Friday, August 20, 2010

reality lost


I don't know what it is recently, but my dreams have been insane. Not even where they used to be when I got used to the oddities and mishaps of my dreams. Now, they're just at a point where... woah. I can't figure out where the ridiculous overdrive of intensely realistic dreams are coming from. Sometimes I drink sleepy time tea, sometimes I don't. Sometimes I have a glass of wine or 3 and sometimes I don't. The consistency of my dreams being so odd is so regular that I can't figure out why. It used to be that whenever I was on any sort of sleep inducing medicine I'd get weird dreams (Nyquil, allergy meds, etc).

Last night's dreams took the cake though.

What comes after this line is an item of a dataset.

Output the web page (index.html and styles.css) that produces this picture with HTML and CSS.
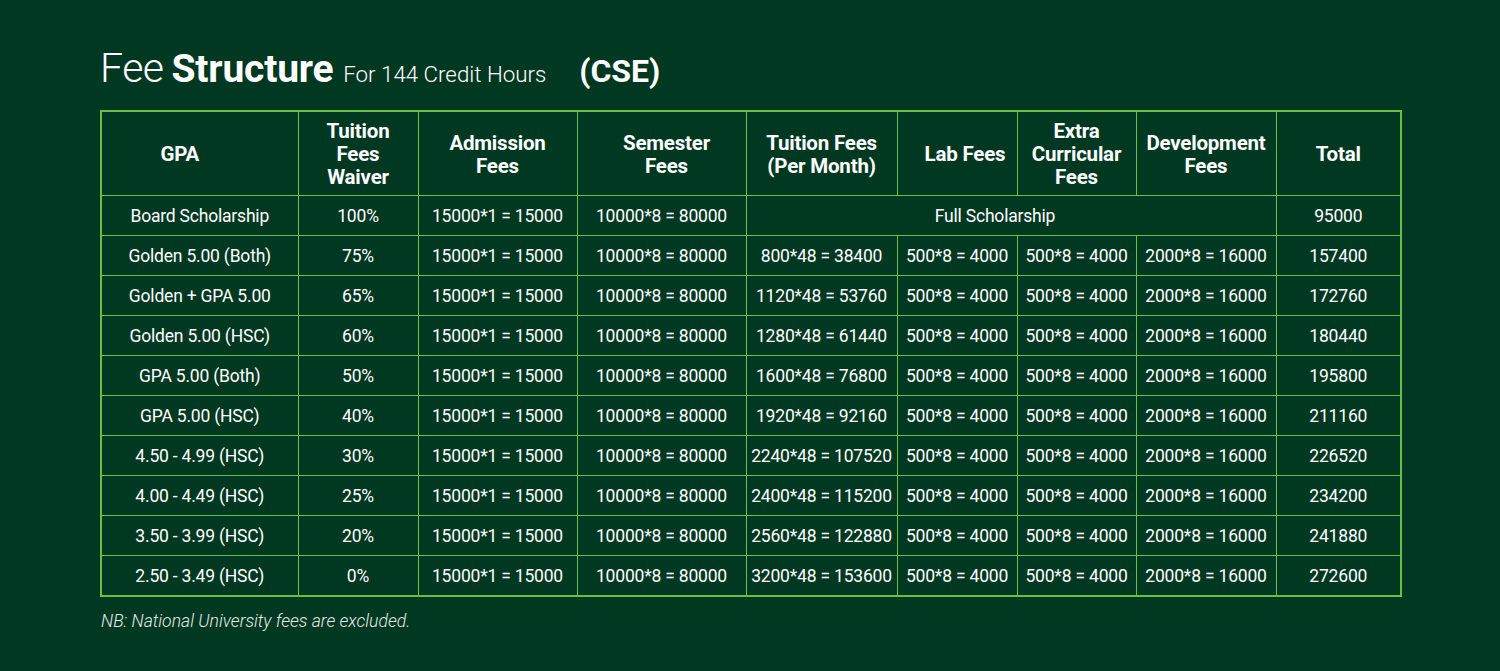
FILE: index.html
```html
<!DOCTYPE html>
<html>
<head>
<meta charset="utf-8">
<link rel="stylesheet" href="styles.css">
</head>
<body>
<div class="page">
  <h1 class="title"><span class="t-light">Fee</span> <span class="t-bold">Structure</span> <span class="t-sub">For 144 Credit Hours</span> <span class="t-cse">(CSE)</span></h1>
  <table class="fees">
    <colgroup>
      <col class="c1"><col class="c2"><col class="c3"><col class="c4"><col class="c5"><col class="c6"><col class="c7"><col class="c8"><col class="c9">
    </colgroup>
    <thead>
      <tr>
        <th class="h-gpa">GPA</th>
        <th>Tuition<br>Fees<br>Waiver</th>
        <th>Admission<br>Fees</th>
        <th class="h-sem">Semester<br>Fees</th>
        <th>Tuition Fees<br>(Per Month)</th>
        <th class="h-lab">Lab Fees</th>
        <th>Extra<br>Curricular<br>Fees</th>
        <th>Development<br>Fees</th>
        <th>Total</th>
      </tr>
    </thead>
    <tbody>
      <tr><td>Board Scholarship</td><td>100%</td><td>15000*1 = 15000</td><td>10000*8 = 80000</td><td colspan="4" class="full">Full Scholarship</td><td>95000</td></tr>
      <tr><td>Golden 5.00 (Both)</td><td>75%</td><td>15000*1 = 15000</td><td>10000*8 = 80000</td><td>800*48 = 38400</td><td>500*8 = 4000</td><td>500*8 = 4000</td><td>2000*8 = 16000</td><td>157400</td></tr>
      <tr><td>Golden + GPA 5.00</td><td>65%</td><td>15000*1 = 15000</td><td>10000*8 = 80000</td><td>1120*48 = 53760</td><td>500*8 = 4000</td><td>500*8 = 4000</td><td>2000*8 = 16000</td><td>172760</td></tr>
      <tr><td>Golden 5.00 (HSC)</td><td>60%</td><td>15000*1 = 15000</td><td>10000*8 = 80000</td><td>1280*48 = 61440</td><td>500*8 = 4000</td><td>500*8 = 4000</td><td>2000*8 = 16000</td><td>180440</td></tr>
      <tr><td>GPA 5.00 (Both)</td><td>50%</td><td>15000*1 = 15000</td><td>10000*8 = 80000</td><td>1600*48 = 76800</td><td>500*8 = 4000</td><td>500*8 = 4000</td><td>2000*8 = 16000</td><td>195800</td></tr>
      <tr><td>GPA 5.00 (HSC)</td><td>40%</td><td>15000*1 = 15000</td><td>10000*8 = 80000</td><td>1920*48 = 92160</td><td>500*8 = 4000</td><td>500*8 = 4000</td><td>2000*8 = 16000</td><td>211160</td></tr>
      <tr><td>4.50 - 4.99 (HSC)</td><td>30%</td><td>15000*1 = 15000</td><td>10000*8 = 80000</td><td>2240*48 = 107520</td><td>500*8 = 4000</td><td>500*8 = 4000</td><td>2000*8 = 16000</td><td>226520</td></tr>
      <tr><td>4.00 - 4.49 (HSC)</td><td>25%</td><td>15000*1 = 15000</td><td>10000*8 = 80000</td><td>2400*48 = 115200</td><td>500*8 = 4000</td><td>500*8 = 4000</td><td>2000*8 = 16000</td><td>234200</td></tr>
      <tr><td>3.50 - 3.99 (HSC)</td><td>20%</td><td>15000*1 = 15000</td><td>10000*8 = 80000</td><td>2560*48 = 122880</td><td>500*8 = 4000</td><td>500*8 = 4000</td><td>2000*8 = 16000</td><td>241880</td></tr>
      <tr><td>2.50 - 3.49 (HSC)</td><td>0%</td><td>15000*1 = 15000</td><td>10000*8 = 80000</td><td>3200*48 = 153600</td><td>500*8 = 4000</td><td>500*8 = 4000</td><td>2000*8 = 16000</td><td>272600</td></tr>
    </tbody>
  </table>
  <p class="note">NB: National University fees are excluded.</p>
</div>
</body>
</html>
```

FILE: styles.css
```css
html, body {
  margin: 0;
  padding: 0;
  background: #013822;
  height: 100%;
}
body {
  font-family: Roboto, "Liberation Sans", sans-serif;
  color: #ffffff;
}
.page {
  padding: 44px 0 0 100px;
}
.title {
  margin: 0;
  height: 66px;
  font-weight: 400;
  line-height: 48px;
  white-space: nowrap;
}
.t-light {
  font-weight: 300;
  font-size: 41px;
  letter-spacing: -0.5px;
}
.t-bold {
  font-weight: 700;
  font-size: 39px;
  letter-spacing: -0.2px;
}
.t-sub {
  font-weight: 300;
  font-size: 22.3px;
  margin-left: 2px;
}
.t-cse {
  font-weight: 700;
  font-size: 32px;
  margin-left: 25px;
}
.fees {
  border-collapse: collapse;
  table-layout: fixed;
  width: 1300px;
  border: 2px solid #6cbf46;
}
.c1 { width: 197px; }
.c2 { width: 120px; }
.c3 { width: 159px; }
.c4 { width: 169px; }
.c5 { width: 151px; }
.c6 { width: 120px; }
.c7 { width: 119px; }
.c8 { width: 140px; }
.c9 { width: 125px; }
.fees th, .fees td {
  border: 1px solid #6cbf46;
  text-align: center;
  padding: 0;
}
.fees th {
  height: 81px;
  padding-top: 2px;
  font-weight: 700;
  font-size: 20.5px;
  line-height: 23px;
  letter-spacing: -0.2px;
}
.fees th.h-gpa { padding-right: 40px; }
.fees th.h-sem { padding-left: 10px; }
.fees th.h-lab { padding-left: 16px; }
.fees td {
  height: 39px;
  font-size: 17.5px;
  letter-spacing: -0.2px;
}
.fees td.full { padding-right: 32px; }
.note {
  margin: 14px 0 0 1px;
  font-style: italic;
  font-weight: 300;
  font-size: 17.6px;
  color: #e3ece6;
}
```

Twice in the middle of the night I woke up with my heart pounding because in my dream I was on the brink of death. Falling upwards. Drowning. I remember in my dream what it felt like to drown. How real it felt. I remember the way my chest seemed to feel as if it were caving in as the water rushed over me, pushing me down. 1 second. 2 seconds. 30 seconds. gone.

I've had realistic dreams before, but nothing. Nothing ever came so close to this. It scared me, but not in the way that scary things scare people, but in the way that having death dreams isn't healthy is it?? I'm at such a fantastic point in my life that I just don't understand. What am I missing or pushing out of my head? Why are my dreams out to kill me?